I’ve been thinking about balance and polarity recently – a topic that has stayed with me since I first started tai chi at the age of 16 (just a few years ago *cough*). I realised the other day that a need in us to view certain things as excessively positive might be a strong sign that we are dealing with an excessive negative in another area – we are attempting to find balance. 

Projection is a psychological term for a process where we see outside, what we cannot bear to see or feel inside. Perhaps another aspect of this is needing certain things to be positive enough to balance out a negative we can’t deal with. 

For example, this might look like needing a certain group of people to be above reproach because we have been associated with a different group that was worse than we could handle. And if we have this expectation it will often set us up for disappointment, because people are only human and good and bad are everywhere. 

I touch on this slightly in my chapter on acceptance (in The Art of Coming Home) because in order to be at peace we need to be able to accept positive, negative, joy, pain – the whole experience of life. Not condoning everything – just not fighting against the fact that it does exist. 

This is hard because we are primed to seek out the positive, generally-speaking (although we’re also drawn to the dark in different ways – again – seeking balance). So it can be really difficult to accept certain types of negativity depending on our experience and our personality. 

For example, let’s say we grew up with very angry parents and now we can’t stand that quality at all. We might see signs of it in others and not be able to stomach it, we might feel triggered or want everyone to be above reproach in that respect. We might also need ourselves to be “opposite-of-angry-people” and that might make us act in a way that is slightly false at times, have terrible boundaries or feel resentful. We may need excessive positivity to balance out the negative we experienced, which we have not accepted or processed. 

And processing is tough because even if we’re able to acknowledge everything that happened in our heads, our hearts might still be dragging a sore and painful wound that is not capable of assimilating it at all, or our nervous system may be on a hair trigger that we have not been able to diffuse yet. 

So there are some things I’d like to suggest if you recognise this in yourself:

  • This is something that has helped you in your life, probably a lot 
  • Self-protective mechanisms come from a good place even if their effect is not always desirable now
  • Where there is dark, there is light 
  • Where there is light, there is dark
  • Finding the positive in a negative situation does not mean condoning bad behaviour or glossing over your feelings and needs
  • Just because we carry a wound that is not ready to be completely healed it does not mean we have to let it dictate how we live and relate to others
  • Everyone has some version of this
  • We all have positive and negative within us
  • Polarity is part of life, aiming for 100% positivity is not realistic, limiting ourselves to only expecting the negative is also not realistic
  • Whatever we experience, we can be kind to ourselves.

Can you see the places you put the most emphasis on necessary-positivity?

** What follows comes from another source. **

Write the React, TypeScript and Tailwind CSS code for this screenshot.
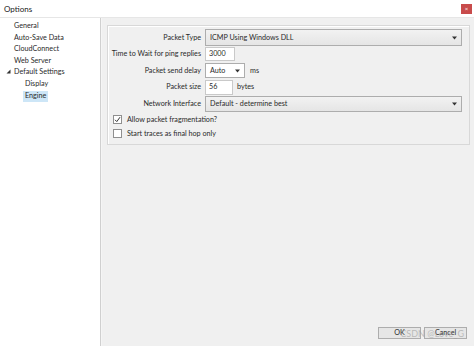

Does it at all feel like an expectation carrying the weight of a wound? How can we work through the negative that is pushing us to grasp so hard for the positive, keeping us off-centre?

Perhaps by simply acknowledging that it is. 

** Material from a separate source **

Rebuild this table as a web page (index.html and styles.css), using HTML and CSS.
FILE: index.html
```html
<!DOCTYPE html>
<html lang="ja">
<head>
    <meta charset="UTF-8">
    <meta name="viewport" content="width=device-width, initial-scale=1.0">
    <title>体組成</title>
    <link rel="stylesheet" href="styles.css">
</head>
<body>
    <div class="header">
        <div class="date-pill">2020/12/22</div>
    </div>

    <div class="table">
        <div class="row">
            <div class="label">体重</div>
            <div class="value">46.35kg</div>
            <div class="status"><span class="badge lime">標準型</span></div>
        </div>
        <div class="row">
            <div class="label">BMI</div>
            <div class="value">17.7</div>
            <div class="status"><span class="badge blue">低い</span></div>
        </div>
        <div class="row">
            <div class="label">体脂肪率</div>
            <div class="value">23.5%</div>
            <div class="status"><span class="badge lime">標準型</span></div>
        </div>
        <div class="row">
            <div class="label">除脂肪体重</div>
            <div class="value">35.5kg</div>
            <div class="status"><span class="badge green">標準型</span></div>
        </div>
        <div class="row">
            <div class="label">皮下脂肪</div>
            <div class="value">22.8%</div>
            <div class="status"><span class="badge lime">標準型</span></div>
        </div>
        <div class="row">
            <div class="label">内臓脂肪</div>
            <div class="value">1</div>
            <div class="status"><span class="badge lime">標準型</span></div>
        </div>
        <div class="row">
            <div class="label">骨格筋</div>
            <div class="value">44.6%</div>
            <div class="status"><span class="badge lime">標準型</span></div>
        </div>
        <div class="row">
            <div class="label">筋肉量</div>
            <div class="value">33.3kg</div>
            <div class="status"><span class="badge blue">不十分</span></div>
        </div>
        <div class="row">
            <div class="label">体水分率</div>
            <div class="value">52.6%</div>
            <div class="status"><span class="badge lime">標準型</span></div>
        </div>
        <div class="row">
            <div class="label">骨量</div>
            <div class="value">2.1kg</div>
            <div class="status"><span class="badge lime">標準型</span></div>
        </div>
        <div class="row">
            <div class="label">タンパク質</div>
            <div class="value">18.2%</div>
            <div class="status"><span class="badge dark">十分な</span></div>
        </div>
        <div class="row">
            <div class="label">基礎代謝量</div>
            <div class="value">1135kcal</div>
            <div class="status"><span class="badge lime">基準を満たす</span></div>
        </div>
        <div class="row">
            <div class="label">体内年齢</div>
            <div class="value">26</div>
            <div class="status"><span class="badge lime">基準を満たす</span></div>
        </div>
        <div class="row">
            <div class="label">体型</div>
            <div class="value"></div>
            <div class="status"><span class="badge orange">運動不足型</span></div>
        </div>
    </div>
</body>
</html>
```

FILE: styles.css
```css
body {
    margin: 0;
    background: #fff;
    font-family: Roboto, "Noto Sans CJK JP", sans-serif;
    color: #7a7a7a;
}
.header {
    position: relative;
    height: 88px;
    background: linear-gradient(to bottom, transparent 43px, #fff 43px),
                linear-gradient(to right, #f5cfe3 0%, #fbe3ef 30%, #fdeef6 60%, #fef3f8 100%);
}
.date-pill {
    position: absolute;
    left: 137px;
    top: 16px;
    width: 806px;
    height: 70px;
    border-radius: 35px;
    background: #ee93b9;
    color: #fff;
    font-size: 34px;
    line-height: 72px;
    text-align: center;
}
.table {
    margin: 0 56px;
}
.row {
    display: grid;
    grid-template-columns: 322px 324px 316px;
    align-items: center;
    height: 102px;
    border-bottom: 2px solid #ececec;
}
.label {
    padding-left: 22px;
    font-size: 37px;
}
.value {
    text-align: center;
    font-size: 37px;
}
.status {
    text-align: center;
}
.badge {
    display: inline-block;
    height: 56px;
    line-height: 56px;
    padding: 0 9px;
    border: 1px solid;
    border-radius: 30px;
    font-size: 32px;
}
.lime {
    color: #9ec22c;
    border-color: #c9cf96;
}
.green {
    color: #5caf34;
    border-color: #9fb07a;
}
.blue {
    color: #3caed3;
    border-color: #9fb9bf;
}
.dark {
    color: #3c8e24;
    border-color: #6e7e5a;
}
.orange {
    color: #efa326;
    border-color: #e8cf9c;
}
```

Seeing and understanding the roots of it.

And the fact that sometimes being with our pain is enough to transform it. 

I don’t think it’s possible for us to get away from framing things in terms of positive/ negative – just as the sun rises and sets every day, light and dark are key to orienting us and balancing us in our world. And they are always there. 

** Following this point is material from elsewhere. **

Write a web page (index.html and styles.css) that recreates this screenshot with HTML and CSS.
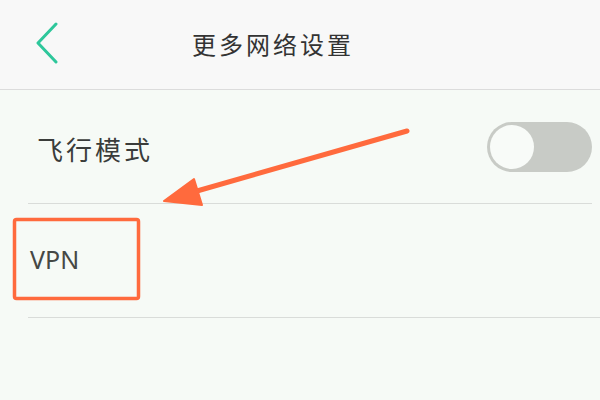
FILE: index.html
```html
<!DOCTYPE html>
<html lang="zh-CN">
<head>
<meta charset="utf-8">
<link rel="stylesheet" href="styles.css">
</head>
<body>
<div class="page">
  <header class="header">
    <svg class="back" width="30" height="44" viewBox="0 0 30 44">
      <polyline points="22,4 4,23 22,42" fill="none" stroke="#2ec79b" stroke-width="3" stroke-linecap="round" stroke-linejoin="round"/>
    </svg>
    <h1 class="title">更多网络设置</h1>
  </header>
  <main class="list">
    <div class="row row-first">
      <span class="label label-cn">飞行模式</span>
      <span class="switch"><span class="knob"></span></span>
    </div>
    <div class="row row-second">
      <span class="label label-en">VPN</span>
    </div>
  </main>
  <svg class="annot" width="600" height="400" viewBox="0 0 600 400">
    <line x1="407" y1="131" x2="190" y2="193" stroke="#ff6a3d" stroke-width="5" stroke-linecap="round"/>
    <polygon points="164,201 194,179 202,205" fill="#ff6a3d" stroke="#ff6a3d" stroke-width="2" stroke-linejoin="round"/>
    <rect x="14.5" y="219.5" width="124" height="79" rx="2" fill="none" stroke="#ff6a3d" stroke-width="3.5"/>
  </svg>
</div>
</body>
</html>
```

FILE: styles.css
```css
html, body {
  margin: 0;
  padding: 0;
}
body {
  background: #f6faf6;
  font-family: "Noto Sans CJK SC", "Noto Sans", sans-serif;
  color: #3a3d3a;
}
.page {
  position: relative;
  width: 600px;
  height: 400px;
  overflow: hidden;
}
.header {
  height: 89px;
  background: #f8f8f8;
  border-bottom: 1px solid #dcdcdc;
  display: flex;
  align-items: center;
}
.back {
  margin-left: 34px;
  margin-top: -5px;
  flex: none;
}
.title {
  margin: 0 0 0 128px;
  padding-bottom: 2px;
  font-size: 24px;
  font-weight: 400;
  letter-spacing: 3px;
  color: #333;
}
.list {
  padding-left: 28px;
}
.row {
  height: 113px;
  border-bottom: 1px solid #d9dcd9;
  display: flex;
  align-items: center;
  justify-content: space-between;
}
.row-first {
  margin-right: 8px;
}
.label-cn {
  padding-left: 9px;
  font-size: 26px;
  letter-spacing: 3px;
  margin-top: 4px;
  color: #3a3c3a;
}
.label-en {
  padding-left: 2px;
  font-family: "Noto Sans", sans-serif;
  font-size: 25px;
  color: #454845;
  margin-top: -4px;
}
.switch {
  width: 105px;
  height: 50px;
  border-radius: 25px;
  background: #c8cbc6;
  display: flex;
  align-items: center;
  padding-left: 3px;
  box-sizing: border-box;
}
.knob {
  width: 44px;
  height: 44px;
  border-radius: 50%;
  background: #f8fbf8;
}
.annot {
  position: absolute;
  left: 0;
  top: 0;
  pointer-events: none;
}
```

I can’t even end this without saying what I think would be a positive way to deal with polarity and our wounding. But what we can do is accept that this polarity will continue to play a part in our lives, that we’re both flawed and inherently perfect, there are people in the world that act in “good” and “bad” ways and that positives and negatives are going to keep coming at us – the only thing that matters it that we strive for what we want while accepting the opposite will happen sometimes and try not to take it personally – because this is simply a natural aspect of life.